Анна Ивановна сделалась шелка нежней и уже не поджимала губы, когда Анна, проспав до полудня, являлась к завтраку последней и приходилось опять раздувать самовар. Николай сообщил ей под секретом, что Аннушка беременна. Анна Ивановна в миг помолодела, прислуга забегала, спешили навести порядок и уют: появления долгожданного младенца ждали к исходу сентября.

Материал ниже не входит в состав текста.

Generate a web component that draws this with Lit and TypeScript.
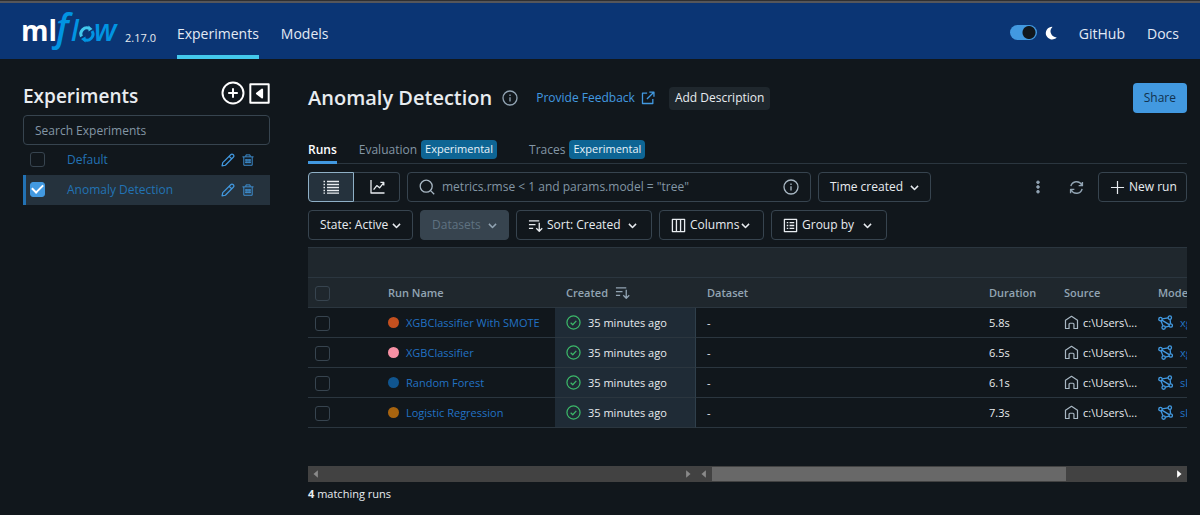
import { LitElement, html, css, svg, nothing } from "lit";
import { customElement, property, state } from "lit/decorators.js";
import { classMap } from "lit/directives/class-map.js";
import { styleMap } from "lit/directives/style-map.js";

const shapes: Record<string, unknown> = {
  info: svg`<circle cx="8" cy="8" r="7"/><path d="M8 7.2v4.3M8 4.6v1.4"/>`,
  external: svg`<path d="M7 2.5H1.7v11.8h11.8V9M9.5 1.2h5.3v5.3M14.6 1.4 6.8 9.2"/>`,
  chevron: svg`<path d="m3.6 6 4.4 4.4L12.4 6"/>`,
  search: svg`<circle cx="7.2" cy="7.2" r="6"/><path d="m11.6 11.6 3.6 3.6"/>`,
  list: svg`<path d="M4 2.5h12M4 5.5h12M4 8.5h12M4 11.5h12M4 14.2h12M.5 2.5H2M.5 5.5H2M.5 8.5H2M.5 11.5H2M.5 14.2H2"/>`,
  chart: svg`<path d="M2 1v13h13.5M4.6 10.6l3.2-4 2.8 2.2 4-5M11.4 3.4h3.4v3"/>`,
  sort: svg`<path d="M1 3h11M1 7h7M1 11h4.5M12 5v9M8.8 11l3.2 3.2 3.2-3.2"/>`,
  columns: svg`<path d="M1.5 1.5h13v13h-13zM5.8 1.5v13M10.2 1.5v13"/>`,
  group: svg`<path d="M1.5 1.5h13v13h-13zM4 5h1.6M4 8h1.6M4 11h1.6M7 5h5M7 8h5M7 11h5"/>`,
  refresh: svg`<path d="M2 6.6A6.2 6.2 0 0 1 13.6 5.4M14 9.4A6.2 6.2 0 0 1 2.4 10.6M14.3 2v4h-4M1.7 14v-4h4"/>`,
  plus: svg`<path d="M8 1v14M1 8h14"/>`,
  home: svg`<path d="M1.6 14.4V5.6L8 1.4l6.4 4.2v8.8H10.6V9.8a1 1 0 0 0-1-1H6.4a1 1 0 0 0-1 1v4.6z"/>`,
  model: svg`<path d="M4.4 4.1 10.9 3.1M3.2 6.1 5.3 11.6M4.1 5.5 12 10.3M12.9 4.6 13.4 9.4M7.8 12.9 11.9 11.8"/><circle cx="2.6" cy="4.4" r="1.8"/><circle cx="12.6" cy="2.8" r="1.8"/><circle cx="6" cy="13.4" r="1.8"/><circle cx="13.6" cy="11.2" r="1.8"/>`,
  check: svg`<circle cx="8" cy="8" r="7"/><path d="m5 8.3 2.2 2.1L11 6.2"/>`,
  pencil: svg`<path d="M1.2 14.8 2 11 11.4 1.7a1.6 1.6 0 0 1 2.3 0l.6.6a1.6 1.6 0 0 1 0 2.3L5 14zM9.4 3.8l2.8 2.8"/>`,
  trash: svg`<path d="M.6 3.8h14.8M5.2 3.6V1.2h5.6v2.4M2.4 4v11h11.2V4M5.5 6.5v6M8 6.5v6M10.5 6.5v6M4 8h8M4 11h8"/>`,
  addCircle: svg`<circle cx="8" cy="8" r="7"/><path d="M8 4.8v6.4M4.8 8h6.4"/>`,
  collapse: svg`<path d="M1 1h14v14H1z"/><path class="solid" d="M10 5v6L6 8z"/>`,
  kebab: svg`<circle class="solid" cx="8" cy="2.6" r="1.6"/><circle class="solid" cx="8" cy="8" r="1.6"/><circle class="solid" cx="8" cy="13.4" r="1.6"/>`,
  moon: svg`<path class="solid" d="M9.6 1A7.2 7.2 0 1 0 14.6 13 7 7 0 0 1 9.6 1z"/>`,
  left: svg`<path class="solid" d="M11 2v12L4 8z"/>`,
  right: svg`<path class="solid" d="M5 2v12l7-6z"/>`,
};

@customElement("ui-icon")
class UiIcon extends LitElement {
  @property() name = "";
  @property({ type: Number }) size = 14;
  @property({ type: Number }) weight = 1.3;

  static styles = css`
    :host { display: inline-flex; flex: none; }
    svg { display: block; fill: none; stroke: currentColor; }
    .solid { fill: currentColor; }
  `;

  render() {
    return html`<svg width=${this.size} height=${this.size} viewBox="0 0 16 16"
      stroke-width=${this.weight} stroke-linejoin="round" aria-hidden="true">${shapes[this.name]}</svg>`;
  }
}

const icon = (name: string, size = 14, weight = 1.3) =>
  html`<ui-icon .name=${name} .size=${size} .weight=${weight}></ui-icon>`;

interface Run {
  name: string;
  color: string;
  duration: string;
  model: string;
}

@customElement("app-root")
class AppRoot extends LitElement {
  @state() private selected = "Anomaly Detection";
  @state() private view = "table";

  private experiments = ["Default", "Anomaly Detection"];

  private runs: Run[] = [
    { name: "XGBClassifier With SMOTE", color: "#c4501f", duration: "5.8s", model: "xgboost" },
    { name: "XGBClassifier", color: "#f791a5", duration: "6.5s", model: "xgboost" },
    { name: "Random Forest", color: "#10558f", duration: "6.1s", model: "sklearn" },
    { name: "Logistic Regression", color: "#a8640f", duration: "7.3s", model: "sklearn" },
  ];

  static styles = css`
    :host {
      display: flex;
      flex-direction: column;
      min-height: 100vh;
      background: #11171c;
      color: #e8ecf0;
      font: 12px/16px "Open Sans", "Noto Sans", sans-serif;
    }
    * { box-sizing: border-box; }
    button, input { font: inherit; color: inherit; margin: 0; }
    button { cursor: pointer; }
    a { color: #2272c4; text-decoration: none; }

    .top {
      display: flex;
      align-items: stretch;
      height: 59px;
      padding: 0 21px;
      border-top: 1px solid #2f2f31;
      box-shadow: inset 0 2px #56565a;
      background: #0b3574;
    }
    .logo { display: flex; align-items: center; padding-top: 2px; }
    .logo svg { display: block; overflow: visible; }
    .version { font-size: 11px; align-self: flex-end; margin: 0 21px 13px 4px; }
    .nav { display: flex; gap: 22px; font-size: 14px; }
    .nav a { display: flex; align-items: center; color: #e3eaf4; padding: 12px 0 4px; }
    .nav a.current { border-bottom: 4px solid #43c9ed; padding-bottom: 0; }
    .theme { display: flex; align-items: center; gap: 7px; margin-right: 21px; padding-top: 5px; color: #fff; }
    .links { display: flex; margin-left: auto; }
    .switch {
      appearance: none;
      width: 27px;
      height: 15px;
      border-radius: 8px;
      background: radial-gradient(circle at 19px 50%, #11171c 6px, transparent 7px) #4299e0;
    }

    .body { display: flex; flex: 1; padding: 0 13px 0 23px; }
    .side { width: 247px; flex: none; margin-right: 38px; padding-top: 21px; }
    .side-head { display: flex; align-items: center; height: 32px; margin-bottom: 3px; gap: 4px; }
    h1 { margin: 0; font-size: 20px; line-height: 32px; font-weight: 600; }
    .side-head h1 { flex: 1; font-size: 19px; }
    .ghost { display: inline-flex; align-items: center; border: 0; padding: 0; background: none; }
    .side-head .ghost { color: #fff; margin-bottom: 6px; }
    .side-search {
      width: 100%;
      height: 30px;
      padding: 0 11px;
      border: 1px solid #37444f;
      border-radius: 4px;
      background: transparent;
    }
    input::placeholder { color: #8396a5; opacity: 1; }
    .exp {
      display: flex;
      align-items: center;
      height: 30px;
      padding: 0 16px 0 4px;
      border-left: 3px solid transparent;
    }
    .exp.on { background: #25323d; border-color: #2272b4; }
    .exp label { flex: 1; display: flex; align-items: center; gap: 22px; color: #2272b4; }
    .exp .box { margin-bottom: 2px; }
    .exp .ghost { color: #4299e0; }
    .exp .ghost + .ghost { margin-left: 7px; }

    .box {
      appearance: none;
      width: 15px;
      height: 15px;
      flex: none;
      border: 1px solid #37444f;
      border-radius: 3px;
      display: inline-grid;
      place-content: center;
      vertical-align: middle;
    }
    .box:checked { background: #4299e0; border-color: #4299e0; }
    .box:checked::after {
      content: "";
      width: 9px;
      height: 5px;
      margin-bottom: 3px;
      border: solid #fff;
      border-width: 0 0 2px 2px;
      rotate: -45deg;
    }

    .main { flex: 1; min-width: 0; padding-top: 23px; }
    .title { display: flex; align-items: center; height: 32px; }
    .title .ghost { margin-left: 10px; color: #92a4b3; }
    .feedback { display: flex; align-items: center; gap: 6px; margin: 0 14px 0 18px; color: #4299e0; }
    .desc { height: 23px; border: 0; border-radius: 4px; padding: 0 6px; background: #1f272d; }
    .share {
      margin-left: auto;
      height: 30px;
      padding: 0 11px;
      border: 0;
      border-radius: 4px;
      background: #4299e0;
      color: #11324f;
    }
    .tabs { display: flex; gap: 32px; margin-top: 24px; height: 26px; border-bottom: 1px solid #2b363f; }
    .tabs a { display: flex; align-items: center; gap: 4px; height: 26px; padding-bottom: 3px; color: #8396a5; }
    .tabs a.current { color: #fff; font-weight: 600; border-bottom: 3px solid #4299e0; padding-bottom: 0; margin-right: -10px; }
    .tag { padding: 1px 4px 2px; border-radius: 4px; background: #0e6594; color: #e8f3fa; font-size: 11px; }

    .bar { display: flex; align-items: center; gap: 7px; margin-top: 8px; }
    .btn {
      display: inline-flex;
      align-items: center;
      justify-content: space-between;
      height: 30px;
      padding: 0 9px 0 11px;
      border: 1px solid #37444f;
      border-radius: 4px;
      background: transparent;
      white-space: nowrap;
    }
    .btn:disabled { background: #37444f; color: #5f7281; }
    .btn:disabled ui-icon { color: #92a4b3; }
    .state { width: 105px; }
    .data { width: 89px; }
    .sort, .cols, .group { padding-right: 12px; }
    .sort { width: 136px; }
    .cols { width: 105px; }
    .group { width: 116px; }
    .time { width: 113px; }
    .new { width: 89px; }
    .lead { display: inline-flex; align-items: center; gap: 4px; }
    .seg { display: flex; }
    .seg button {
      width: 46px;
      height: 30px;
      display: grid;
      place-content: center;
      border: 1px solid #37444f;
      background: transparent;
      padding: 0;
    }
    .seg button:first-child { border-radius: 4px 0 0 4px; }
    .seg button:last-child { border-radius: 0 4px 4px 0; border-left: 0; }
    .seg button.on { background: #25323d; border: 1px solid #8fb0c6; }
    .filter {
      display: flex;
      align-items: center;
      gap: 7px;
      width: 404px;
      height: 30px;
      padding: 0 11px;
      border: 1px solid #37444f;
      border-radius: 4px;
      color: #a9b8c4;
    }
    .filter input { flex: 1; min-width: 0; border: 0; padding: 0; background: none; outline: none; }
    .tools { display: flex; align-items: center; gap: 24px; margin: 0 7px 0 auto; color: #92a4b3; }

    .grid { margin-top: 7px; border-top: 1px solid #2b363f; }
    table { width: 100%; table-layout: fixed; border-collapse: separate; border-spacing: 0; }
    th, td {
      height: 30px;
      padding: 0 11px;
      border-bottom: 1px solid #2b363f;
      text-align: left;
      font-weight: 400;
      font-size: 11px;
      white-space: nowrap;
      overflow: hidden;
    }
    thead { background: #1f272d; }
    th { color: #92a4b3; font-weight: 600; }
    .c-check { width: 69px; }
    .c-name { width: 178px; }
    .c-created { width: 141px; }
    .c-duration { width: 75px; }
    .c-source { width: 94px; }
    .c-model { width: 40px; }
    .check { padding-left: 7px; }
    td.created { background: #1f2b36; border-right: 1px solid #2f3f4b; }
    .cell { display: flex; align-items: center; gap: 7px; }
    .dot { width: 11px; height: 11px; flex: none; border-radius: 50%; }
    .ok { color: #3cb869; }
    .home { color: #a9b8c4; }
    .net { color: #4299e0; }
    .source { gap: 4px; }
    .model { padding-right: 0; }

    .scroll { display: flex; height: 16px; margin-top: 38px; color: #8a8a8a; background: #424242; }
    .pane { display: flex; align-items: center; justify-content: space-between; width: 388px; padding: 0 3px; }
    .pane.wide { flex: 1; }
    .thumb { height: 14px; margin: 0 auto 0 3px; background: #686868; }
    .end { display: flex; color: #fff; }
    .count { margin: 4px 0 0; font-size: 11px; }
  `;

  private logo() {
    return html`<svg width="100" height="40" viewBox="0 0 100 40" role="img" aria-label="mlflow">
      <g font-family="Open Sans, Noto Sans, sans-serif">
        <text x="0" y="30" font-size="28" font-weight="700" fill="#fff">ml</text>
        <g fill="#0194e2" font-style="italic">
          <text x="35" y="30" font-size="37" font-weight="600">f</text>
          <text x="50" y="30" font-size="28" font-weight="600">l</text>
          <text x="73" y="30" font-size="30" font-weight="600">w</text>
        </g>
      </g>
      <g fill="none" stroke-width="3">
        <path stroke="#43c9ed" d="M60.5 25.5a6 6 0 0 1 8-8"/>
        <path stroke="#0194e2" d="M71 20a6 6 0 0 1-8 8.4"/>
      </g>
      <path fill="#43c9ed" d="M67.5 14.5v6l4-2.5z"/>
      <path fill="#0194e2" d="M64.5 31.5v-6l-4.5 2.5z"/>
    </svg>`;
  }

  render() {
    return html`
      <header class="top">
        <a class="logo" href="#">${this.logo()}</a>
        <span class="version">2.17.0</span>
        <nav class="nav">
          <a class="current" href="#experiments">Experiments</a>
          <a href="#models">Models</a>
        </nav>
        <div class="links">
          <div class="theme">
            <input class="switch" type="checkbox" role="switch" aria-label="Dark theme" checked />
            ${icon("moon", 14, 0)}
          </div>
          <nav class="nav">
            <a href="#github">GitHub</a>
            <a href="#docs">Docs</a>
          </nav>
        </div>
      </header>
      <div class="body">
        <aside class="side">
          <div class="side-head">
            <h1>Experiments</h1>
            <button class="ghost" aria-label="New experiment">${icon("addCircle", 24, 1.3)}</button>
            <button class="ghost" aria-label="Collapse">${icon("collapse", 21, 1.5)}</button>
          </div>
          <input class="side-search" type="text" aria-label="Search Experiments" placeholder="Search Experiments" />
          ${this.experiments.map((name) => this.experiment(name))}
        </aside>
        <main class="main">
          <div class="title">
            <h1>Anomaly Detection</h1>
            <button class="ghost" aria-label="Details">${icon("info", 16)}</button>
            <a class="feedback" href="#feedback">Provide Feedback ${icon("external", 14, 1.5)}</a>
            <button class="desc">Add Description</button>
            <button class="share">Share</button>
          </div>
          <nav class="tabs">
            <a class="current" href="#runs">Runs</a>
            <a href="#evaluation">Evaluation <span class="tag">Experimental</span></a>
            <a href="#traces">Traces <span class="tag">Experimental</span></a>
          </nav>
          ${this.toolbar()} ${this.table()}
          <div class="scroll">
            <div class="pane">${icon("left", 10, 0)}${icon("right", 10, 0)}</div>
            <div class="pane wide">
              ${icon("left", 10, 0)}
              <div class="thumb" style=${styleMap({ width: "73%" })}></div>
              <span class="end">${icon("right", 10, 0)}</span>
            </div>
          </div>
          <p class="count"><b>4</b> matching runs</p>
        </main>
      </div>
    `;
  }

  private experiment(name: string) {
    const on = name === this.selected;
    return html`<div class=${classMap({ exp: true, on })}>
      <label>
        <input class="box" type="checkbox" .checked=${on} @change=${() => (this.selected = name)} />${name}
      </label>
      <button class="ghost" aria-label="Rename ${name}">${icon("pencil", 14, 1.4)}</button>
      <button class="ghost" aria-label="Delete ${name}">${icon("trash", 12, 1.2)}</button>
    </div>`;
  }

  private viewButton(id: string, label: string, name: string, size: number) {
    return html`<button class=${classMap({ on: this.view === id })} aria-label=${label}
      @click=${() => (this.view = id)}>${icon(name, size, 1.3)}</button>`;
  }

  private drop(cls: string, label: string, lead = "", disabled = false) {
    return html`<button class="btn ${cls}" ?disabled=${disabled}>
      <span class="lead">${lead ? icon(lead, 15, 1.4) : nothing}${label}</span>
      ${icon("chevron", 13, 1.8)}
    </button>`;
  }

  private toolbar() {
    return html`
      <div class="bar">
        <div class="seg">
          ${this.viewButton("table", "Table view", "list", 16)}
          ${this.viewButton("chart", "Chart view", "chart", 16)}
        </div>
        <div class="filter">
          ${icon("search", 16)}
          <input type="text" aria-label="Filter runs" placeholder='metrics.rmse < 1 and params.model = "tree"' />
          ${icon("info", 16)}
        </div>
        ${this.drop("time", "Time created")}
        <div class="tools">
          <button class="ghost" aria-label="More">${icon("kebab", 14, 0.8)}</button>
          <button class="ghost" aria-label="Refresh">${icon("refresh", 15, 1.5)}</button>
        </div>
        <button class="btn new"><span class="lead">${icon("plus", 15)}New run</span></button>
      </div>
      <div class="bar">
        ${this.drop("state", "State: Active")} ${this.drop("data", "Datasets", "", true)}
        ${this.drop("sort", "Sort: Created", "sort")} ${this.drop("cols", "Columns", "columns")}
        ${this.drop("group", "Group by", "group")}
      </div>
    `;
  }

  private table() {
    return html`<div class="grid">
      <table>
        <colgroup>
          <col class="c-check" /><col class="c-name" /><col class="c-created" /><col />
          <col class="c-duration" /><col class="c-source" /><col class="c-model" />
        </colgroup>
        <thead>
          <tr><td colspan="7"></td></tr>
          <tr>
            <th class="check"><input class="box" type="checkbox" aria-label="Select all runs" /></th>
            <th>Run Name</th>
            <th><span class="cell">Created ${icon("sort", 15, 1.4)}</span></th>
            <th>Dataset</th>
            <th>Duration</th>
            <th>Source</th>
            <th class="model">Models</th>
          </tr>
        </thead>
        <tbody>
          ${this.runs.map(
            (run) => html`<tr>
              <td class="check"><input class="box" type="checkbox" aria-label="Select ${run.name}" /></td>
              <td>
                <span class="cell">
                  <span class="dot" style=${styleMap({ background: run.color })}></span>
                  <a href="#run">${run.name}</a>
                </span>
              </td>
              <td class="created">
                <span class="cell"><span class="cell ok">${icon("check", 15)}</span>35 minutes ago</span>
              </td>
              <td>-</td>
              <td>${run.duration}</td>
              <td><span class="cell source"><span class="cell home">${icon("home", 15)}</span>c:\\Users\\...</span></td>
              <td class="model">
                <span class="cell"><span class="cell net">${icon("model", 15, 1.4)}</span><a href="#model">${run.model}</a></span>
              </td>
            </tr>`
          )}
        </tbody>
      </table>
    </div>`;
  }
}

К предстоящему прибавлению семейства будущий отец отнесся без энтузиазма, успех жениного «Вечера» обрадовал его куда больше. И тем не менее год 1912-й был, кажется, почти благополучным для четы Гумилевых. Весной они вдвоем побывали в Италии. Несмотря на жару, которую Анна переносила трудно, и беременность, стихи шли мощной волной…
* * *
- Слаб голос мой, но воля не слабеет,
- Мне даже легче стало без любви.
- Высоко небо, горный ветер веет,
- И непорочны помыслы мои.
- Ушла к другим бессонница-сиделка,
- Я не томлюсь над серою золой,
- И башенных часов кривая стрелка
- Смертельной мне не кажется стрелой.
- Как прошлое над сердцем власть теряет!
- Освобожденье близко. Все прощу,
- Следя, как луч взбегает и сбегает
- По влажному весеннему плющу.
* * *
- Я научилась просто, мудро жить,
- Смотреть на небо и молиться Богу,
- И долго перед вечером бродить,
- Чтоб утомить ненужную тревогу.
- Когда шуршат в овраге лопухи
- И никнет гроздь рябины желто-красной,
- Слагаю я веселые стихи
- О жизни тленной, тленной и прекрасной.
- Я возвращаюсь. Лижет мне ладонь
- Пушистый кот, мурлыкает умильней,
- И яркий загорается огонь
- На башенке озерной лесопильни.
- Лишь изредка прорезывает тишь
- Крик аиста, слетевшего на крышу.
- И если в дверь мою ты постучишь,
- Мне кажется, я даже не услышу.
* * *
- Здесь всё то же, то же, что и прежде,
- Здесь напрасным кажется мечтать.
- В доме у дороги непроезжей
- Надо рано ставни запирать.
- Тихий дом мой пуст и неприветлив,
- Он на лес глядит одним окном.
- В нем кого-то вынули из петли
- И бранили мертвого потом.
- Был он грустен или тайно-весел,
- Только смерть – большое торжество.
- На истертом красном плюше кресел
- Изредка мелькает тень его.
- И часы с кукушкой ночи рады,
- Все слышней их четкий разговор.
- В щелочку смотрю я: конокрады
- Зажигают под холмом костер.
- И, пророча близкое ненастье,
- Низко, низко стелется дымок.
- Мне не страшно. Я ношу на счастье
- Темно-синий шелковый шнурок.
* * *
- Помолись о нищей, о потерянной,
- О моей живой душе,
- Ты, в своих путях всегда уверенный,
- Свет узревший в шалаше.
- И тебе, печально-благодарная,
- Я за это расскажу потом,
- Как меня томила ночь угарная,
- Как дышало утро льдом.
- В этой жизни я немного видела,
- Только пела и ждала.
- Знаю: брата я не ненавидела
- И сестры не предала.
- Отчего же Бог меня наказывал
- Каждый день и каждый час?
- Или это Ангел мне указывал
- Свет, невидимый для нас?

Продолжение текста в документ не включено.